As coisas ficaram difíceis. Sozinha e com grandes esforços, a mãe procurou equilibrar o orçamento doméstico e fazer que o filho estudasse. De certa forma, ela teve sucesso: Zola foi aluno do Colégio Notre-Dame e do Colégio de Aix. Quando o rapaz atingiu a maioridade, partiu com Émilie para Paris e, graças a um amigo da família, conseguiu um emprego na Alfândega.
Em dezembro de 1859, concluía sua primeira obra em prosa, Les Grisettes de Provence (As Costureirinhas de Provença). Continuava, porém, desconhecido e insatisfeito. Ele mesmo costumava dizer: "Ser sempre desconhecido é chegar a duvidar de si; nada engrandece os pensamentos de um autor como o sucesso".
Assim, no início de 1866, deixou o emprego para dedicar-se à literatura.
Abandonou o romantismo de seus anos de adolescência e passou a admirar outros autores: Balzac (1799-1850), Stendhal (1783-1842), Flaubert (1821-1880).
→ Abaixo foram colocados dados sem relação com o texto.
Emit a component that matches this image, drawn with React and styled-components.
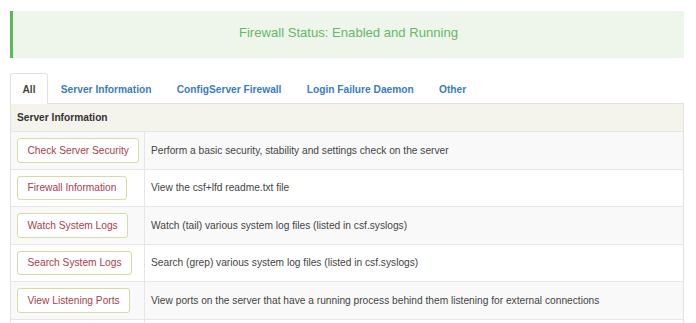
import React from "react";
import styled, { createGlobalStyle } from "styled-components";

const Global = createGlobalStyle`
  html, body { margin: 0; padding: 0; background: #fff; overflow: hidden; }
  body { font-family: "Liberation Sans", Arial, sans-serif; font-size: 10.2px; color: #333; }
  * { box-sizing: border-box; }
`;

const Page = styled.div`
  width: 674px;
  margin: 11px 0 0 10px;
`;

const Alert = styled.div`
  height: 47px;
  display: flex;
  align-items: center;
  justify-content: center;
  background: #eef6eb;
  border-left: 3px solid #5cb85c;
  color: #66b866;
  font-size: 13.1px;
  padding-bottom: 4px;
`;

const Tabs = styled.ul`
  list-style: none;
  margin: 15px 0 0;
  padding: 0;
  display: flex;
  border-bottom: 1px solid #e2e2e2;
  height: 31px;
`;

const Tab = styled.li`
  margin-right: 0.3px;
  margin-bottom: -1px;
  padding: 1px 11.5px 0;
  display: flex;
  align-items: center;
  font-weight: bold;
  font-size: 10.2px;
  color: ${(p) => (p.$active ? "#444" : "#3c7cbf")};
  background: ${(p) => (p.$active ? "#fff" : "transparent")};
  border: 1px solid ${(p) => (p.$active ? "#e2e2e2" : "transparent")};
  border-bottom-color: ${(p) => (p.$active ? "#fff" : "transparent")};
  border-radius: 3px 3px 0 0;
`;

const Table = styled.div`
  border-left: 1px solid #e2e2e2;
  border-right: 1px solid #e2e2e2;
`;

const HeaderRow = styled.div`
  height: 28px;
  display: flex;
  align-items: center;
  padding-left: 6px;
  background: #f4f4ec;
  font-weight: bold;
  color: #333;
  border-bottom: 1px solid #e6e6e6;
`;

const Row = styled.div`
  display: grid;
  grid-template-columns: 134px 1fr;
  min-height: 37.5px;
  background: ${(p) => (p.$striped ? "#f9f9f9" : "#fff")};
  border-bottom: 1px solid #e6e6e6;
`;

const ButtonCell = styled.div`
  padding: 6px;
  border-right: 1px solid #e6e6e6;
  display: flex;
  align-items: center;
`;

const DescCell = styled.div`
  padding: 0 6px;
  display: flex;
  align-items: center;
  color: #444;
`;

const ActionButton = styled.button`
  height: 24.5px;
  padding: 0 9.5px;
  background: #fff;
  border: 1px solid #d2dca8;
  border-radius: 3px;
  color: #a8404c;
  font-family: "Liberation Sans", Arial, sans-serif;
  font-size: 10.2px;
  white-space: nowrap;
  cursor: pointer;
`;

const rows = [
  ["Check Server Security", "Perform a basic security, stability and settings check on the server"],
  ["Firewall Information", "View the csf+lfd readme.txt file"],
  ["Watch System Logs", "Watch (tail) various system log files (listed in csf.syslogs)"],
  ["Search System Logs", "Search (grep) various system log files (listed in csf.syslogs)"],
  ["View Listening Ports", "View ports on the server that have a running process behind them listening for external connections"],
];

export default function App() {
  return (
    <>
      <Global />
      <Page>
        <Alert>Firewall Status: Enabled and Running</Alert>
        <Tabs>
          <Tab $active>All</Tab>
          <Tab>Server Information</Tab>
          <Tab>ConfigServer Firewall</Tab>
          <Tab>Login Failure Daemon</Tab>
          <Tab>Other</Tab>
        </Tabs>
        <Table>
          <HeaderRow>Server Information</HeaderRow>
          {rows.map(([b, d], i) => (
            <Row key={b} $striped={i % 2 === 0}>
              <ButtonCell>
                <ActionButton>{b}</ActionButton>
              </ButtonCell>
              <DescCell>{d}</DescCell>
            </Row>
          ))}
          <Row>
            <ButtonCell />
            <DescCell />
          </Row>
        </Table>
      </Page>
    </>
  );
}
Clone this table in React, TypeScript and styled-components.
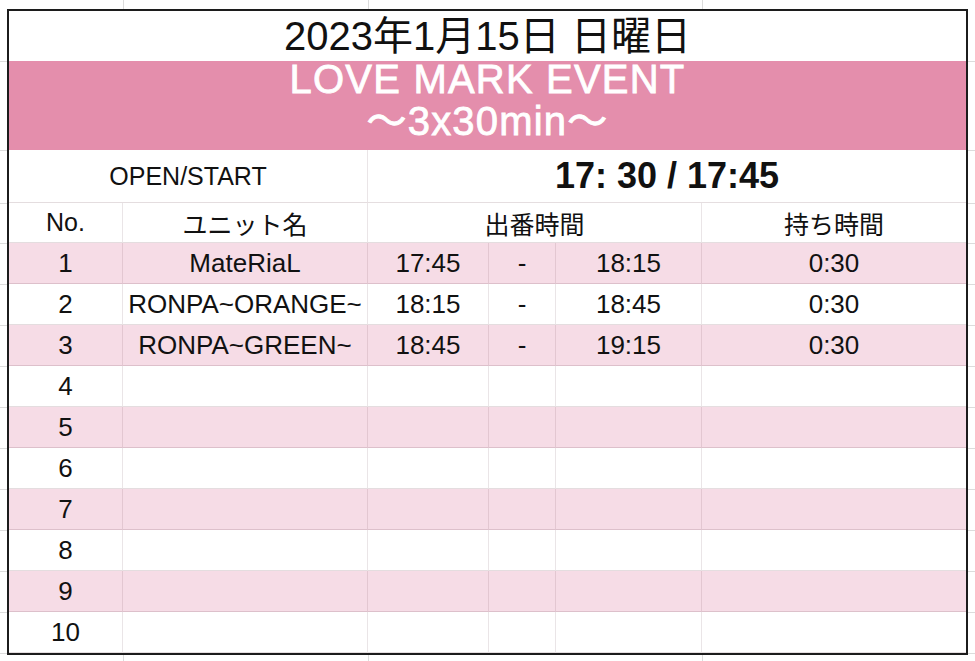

Essa guinada para o realismo devia-se principalmente às suas últimas leituras: das teorias evolucionistas de Darwin (1809-1882) até o Tratado da Hereditariedade Natural do Dr. Lucas, passando pela Filosofia da Arte de Taine (1328-1893). No entanto, o que parece tê-lo feito decidir-se pelo realismo foi a Introdução ao Estudo da Medicina Experimental (1865), de Claude Bernard (1813-1878). Essa obra foi importante para o rumo que Zola imprimiria a toda a sua obra: o rigor científico no romance, cujo objetivo, diria ele, é o mesmo das experiências de laboratório, isto é, o conhecimento da realidade. O que Claude Bernard havia feito com o corpo humano Zola faria com as paixões e os meios sociais.
Para fazer Germinal, Zola não se satisfez com a simples busca de documentos. Foi passar alguns meses numa região mineira. Morou em cortiços, bebeu cerveja e genebra nos botequins e desceu ao fundo dos poços para observar de perto o trabalho dos operários. Aos poucos foi se familiarizando com o meio onde viviam aqueles homens. Descobriu quais as principais doenças causadas pela mineração. Sentiu o problema dos baixos salários, os sacrifícios dos mineiros, a gota que cai com uma regularidade incrível sobre seus rostos, a dificuldade de empurrar um vagonete por um corredor estreito, o drama do salto na escuridão que eles têm de dar para poderem sobreviver. Numa passagem admirável, descreve a emoção de uma greve de operários. Mostra seu ódio animal. Um ódio que destrói tudo à sua passagem. Uma violência viva nos corpos que querem libertar-se, mesmo à custa da total destruição. Mostra também o amor feito sobre o carvão, os pequenos dramas das dívidas, as brigas no cortiço, a promiscuidade de pais e filhos em casas muito pequenas. A obra obteve enorme repercussão.
Em 29 de setembro de 1901, em Paris, Émile Zola morre asfixiado pelo gás do aquecedor.